**Aim**
Among the lines below, list those containing the string "full".

**Available records**
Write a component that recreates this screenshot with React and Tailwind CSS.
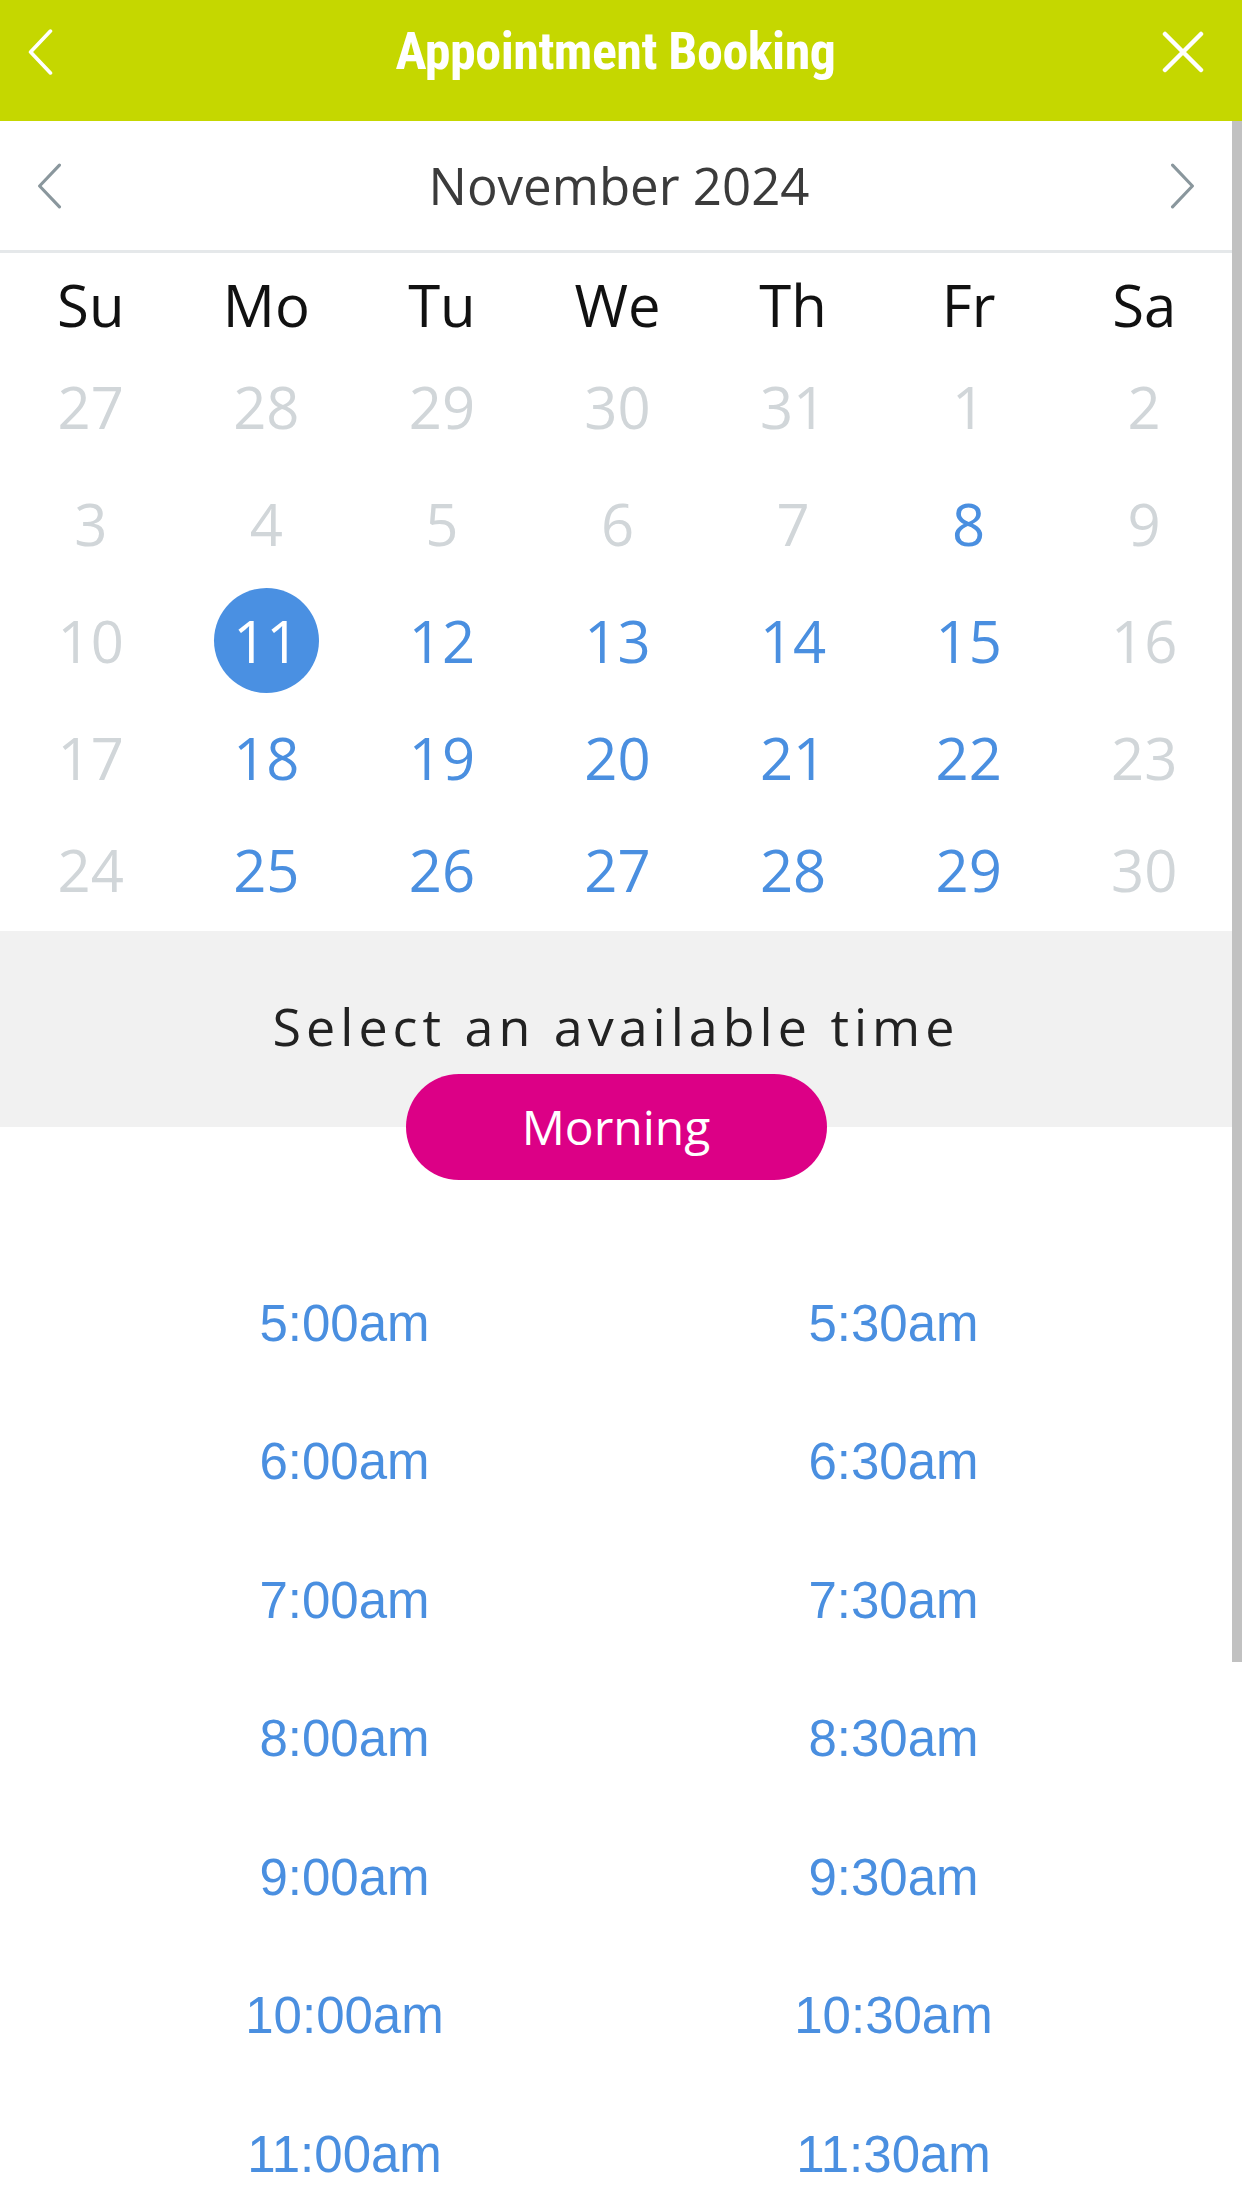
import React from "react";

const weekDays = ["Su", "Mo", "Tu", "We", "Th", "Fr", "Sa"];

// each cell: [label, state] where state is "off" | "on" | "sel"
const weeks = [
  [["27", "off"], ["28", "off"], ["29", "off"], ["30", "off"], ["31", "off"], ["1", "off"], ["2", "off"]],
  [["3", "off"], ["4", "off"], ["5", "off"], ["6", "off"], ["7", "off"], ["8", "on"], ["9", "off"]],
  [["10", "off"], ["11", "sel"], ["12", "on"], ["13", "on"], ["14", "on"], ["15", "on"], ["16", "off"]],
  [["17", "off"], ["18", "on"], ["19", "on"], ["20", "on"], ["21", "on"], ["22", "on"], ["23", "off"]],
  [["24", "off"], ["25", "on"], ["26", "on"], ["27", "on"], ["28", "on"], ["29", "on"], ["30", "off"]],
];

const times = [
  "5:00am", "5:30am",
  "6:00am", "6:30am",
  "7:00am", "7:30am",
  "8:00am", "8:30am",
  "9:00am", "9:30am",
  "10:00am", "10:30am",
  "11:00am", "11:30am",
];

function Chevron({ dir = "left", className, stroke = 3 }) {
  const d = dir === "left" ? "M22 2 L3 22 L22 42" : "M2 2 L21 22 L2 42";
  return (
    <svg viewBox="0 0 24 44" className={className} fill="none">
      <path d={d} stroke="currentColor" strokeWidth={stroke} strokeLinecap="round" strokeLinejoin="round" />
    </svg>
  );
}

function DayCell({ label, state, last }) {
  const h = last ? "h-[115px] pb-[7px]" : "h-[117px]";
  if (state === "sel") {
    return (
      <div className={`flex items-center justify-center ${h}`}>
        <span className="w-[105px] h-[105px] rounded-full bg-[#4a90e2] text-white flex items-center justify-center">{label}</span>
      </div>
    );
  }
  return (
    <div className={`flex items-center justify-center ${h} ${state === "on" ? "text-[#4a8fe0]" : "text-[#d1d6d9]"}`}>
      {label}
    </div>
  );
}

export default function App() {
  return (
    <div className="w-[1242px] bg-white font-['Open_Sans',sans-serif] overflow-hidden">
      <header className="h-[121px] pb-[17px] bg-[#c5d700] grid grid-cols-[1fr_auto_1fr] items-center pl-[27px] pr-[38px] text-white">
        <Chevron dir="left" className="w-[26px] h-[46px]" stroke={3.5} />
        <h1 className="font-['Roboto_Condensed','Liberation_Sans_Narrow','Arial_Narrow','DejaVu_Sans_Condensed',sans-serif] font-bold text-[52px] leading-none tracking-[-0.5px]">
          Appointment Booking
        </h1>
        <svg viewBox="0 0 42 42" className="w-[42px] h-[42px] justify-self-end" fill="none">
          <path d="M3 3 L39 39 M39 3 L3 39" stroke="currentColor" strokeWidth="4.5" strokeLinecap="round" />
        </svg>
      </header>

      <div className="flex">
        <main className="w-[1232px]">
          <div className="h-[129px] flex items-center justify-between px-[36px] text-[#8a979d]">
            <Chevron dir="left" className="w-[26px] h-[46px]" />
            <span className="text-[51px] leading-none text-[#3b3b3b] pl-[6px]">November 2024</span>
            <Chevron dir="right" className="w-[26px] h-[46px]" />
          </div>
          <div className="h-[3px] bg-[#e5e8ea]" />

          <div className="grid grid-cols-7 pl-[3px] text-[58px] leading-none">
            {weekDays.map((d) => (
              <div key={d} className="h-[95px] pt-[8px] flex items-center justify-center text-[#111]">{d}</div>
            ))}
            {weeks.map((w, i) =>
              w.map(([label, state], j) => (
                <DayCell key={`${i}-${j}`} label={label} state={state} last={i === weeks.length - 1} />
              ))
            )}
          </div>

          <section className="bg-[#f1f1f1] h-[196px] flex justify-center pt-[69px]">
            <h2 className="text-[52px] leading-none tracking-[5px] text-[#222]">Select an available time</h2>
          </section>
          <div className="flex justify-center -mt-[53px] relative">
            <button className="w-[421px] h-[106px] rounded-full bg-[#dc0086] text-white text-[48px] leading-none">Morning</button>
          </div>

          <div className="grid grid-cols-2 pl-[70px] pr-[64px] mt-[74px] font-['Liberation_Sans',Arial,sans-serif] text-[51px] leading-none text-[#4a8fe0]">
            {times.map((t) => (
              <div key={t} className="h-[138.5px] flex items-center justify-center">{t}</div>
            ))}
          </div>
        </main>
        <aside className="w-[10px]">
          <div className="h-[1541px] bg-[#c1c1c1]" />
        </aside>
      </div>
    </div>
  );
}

...

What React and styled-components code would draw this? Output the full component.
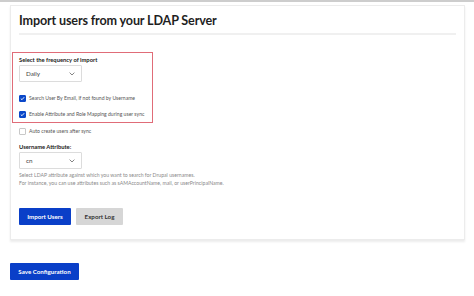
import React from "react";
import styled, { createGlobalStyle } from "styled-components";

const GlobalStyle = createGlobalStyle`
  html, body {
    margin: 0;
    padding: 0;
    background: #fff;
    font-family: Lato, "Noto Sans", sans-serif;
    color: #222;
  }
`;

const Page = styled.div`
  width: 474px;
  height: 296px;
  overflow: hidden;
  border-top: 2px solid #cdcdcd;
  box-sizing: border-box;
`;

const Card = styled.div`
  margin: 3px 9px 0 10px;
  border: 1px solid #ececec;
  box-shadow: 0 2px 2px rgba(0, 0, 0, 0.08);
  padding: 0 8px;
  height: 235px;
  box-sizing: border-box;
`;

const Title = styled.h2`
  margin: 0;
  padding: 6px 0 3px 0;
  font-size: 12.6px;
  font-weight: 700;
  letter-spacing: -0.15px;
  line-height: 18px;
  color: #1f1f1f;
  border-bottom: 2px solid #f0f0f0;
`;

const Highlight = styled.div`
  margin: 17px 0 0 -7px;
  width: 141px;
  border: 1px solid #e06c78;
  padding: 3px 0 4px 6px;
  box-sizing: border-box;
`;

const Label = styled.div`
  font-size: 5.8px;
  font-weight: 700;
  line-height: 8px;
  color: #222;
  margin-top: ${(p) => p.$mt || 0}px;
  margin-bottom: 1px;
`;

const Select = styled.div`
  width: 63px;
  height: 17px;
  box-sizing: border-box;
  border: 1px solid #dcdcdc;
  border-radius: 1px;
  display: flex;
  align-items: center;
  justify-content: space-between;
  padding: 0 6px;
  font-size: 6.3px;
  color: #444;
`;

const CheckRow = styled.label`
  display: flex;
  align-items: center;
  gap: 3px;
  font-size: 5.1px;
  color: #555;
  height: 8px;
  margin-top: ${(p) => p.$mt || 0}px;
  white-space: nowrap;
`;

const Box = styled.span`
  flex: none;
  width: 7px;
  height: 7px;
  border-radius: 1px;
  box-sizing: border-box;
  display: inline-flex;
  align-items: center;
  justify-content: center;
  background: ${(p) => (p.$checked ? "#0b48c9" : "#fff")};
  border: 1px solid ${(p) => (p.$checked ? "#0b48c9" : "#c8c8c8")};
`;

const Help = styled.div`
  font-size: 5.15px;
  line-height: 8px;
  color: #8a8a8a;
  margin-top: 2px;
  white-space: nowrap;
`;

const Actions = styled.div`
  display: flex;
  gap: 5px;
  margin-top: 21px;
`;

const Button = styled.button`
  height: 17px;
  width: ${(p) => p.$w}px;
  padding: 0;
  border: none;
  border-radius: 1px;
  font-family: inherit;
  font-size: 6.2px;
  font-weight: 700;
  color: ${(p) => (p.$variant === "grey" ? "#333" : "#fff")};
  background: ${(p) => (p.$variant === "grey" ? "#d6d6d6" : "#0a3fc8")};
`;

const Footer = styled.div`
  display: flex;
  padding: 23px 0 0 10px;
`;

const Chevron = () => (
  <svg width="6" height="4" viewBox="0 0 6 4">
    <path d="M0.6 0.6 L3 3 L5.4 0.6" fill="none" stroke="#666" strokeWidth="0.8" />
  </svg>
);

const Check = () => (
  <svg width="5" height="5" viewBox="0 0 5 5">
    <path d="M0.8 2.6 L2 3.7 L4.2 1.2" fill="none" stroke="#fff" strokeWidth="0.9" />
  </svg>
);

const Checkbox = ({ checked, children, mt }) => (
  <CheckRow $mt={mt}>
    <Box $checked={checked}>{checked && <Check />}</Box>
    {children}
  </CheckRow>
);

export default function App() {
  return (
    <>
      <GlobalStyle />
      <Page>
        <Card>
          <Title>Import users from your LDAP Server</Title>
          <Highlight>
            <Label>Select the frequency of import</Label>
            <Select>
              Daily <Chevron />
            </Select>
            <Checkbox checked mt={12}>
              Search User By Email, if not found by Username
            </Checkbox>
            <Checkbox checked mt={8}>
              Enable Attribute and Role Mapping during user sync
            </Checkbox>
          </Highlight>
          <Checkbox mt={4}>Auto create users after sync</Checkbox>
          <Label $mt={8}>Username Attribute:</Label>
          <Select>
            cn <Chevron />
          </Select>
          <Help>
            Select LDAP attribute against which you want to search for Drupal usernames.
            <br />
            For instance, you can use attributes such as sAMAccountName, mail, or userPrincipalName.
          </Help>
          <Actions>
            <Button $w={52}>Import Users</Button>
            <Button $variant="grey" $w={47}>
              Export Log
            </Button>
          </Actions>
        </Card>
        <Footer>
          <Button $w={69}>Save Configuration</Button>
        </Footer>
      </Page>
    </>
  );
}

**Complete response**
        <span className="w-[105px] h-[105px] rounded-full bg-[#4a90e2] text-white flex items-center justify-center">{label}</span>
            <button className="w-[421px] h-[106px] rounded-full bg-[#dc0086] text-white text-[48px] leading-none">Morning</button>
What React and styled-components code would draw this? Output the full component.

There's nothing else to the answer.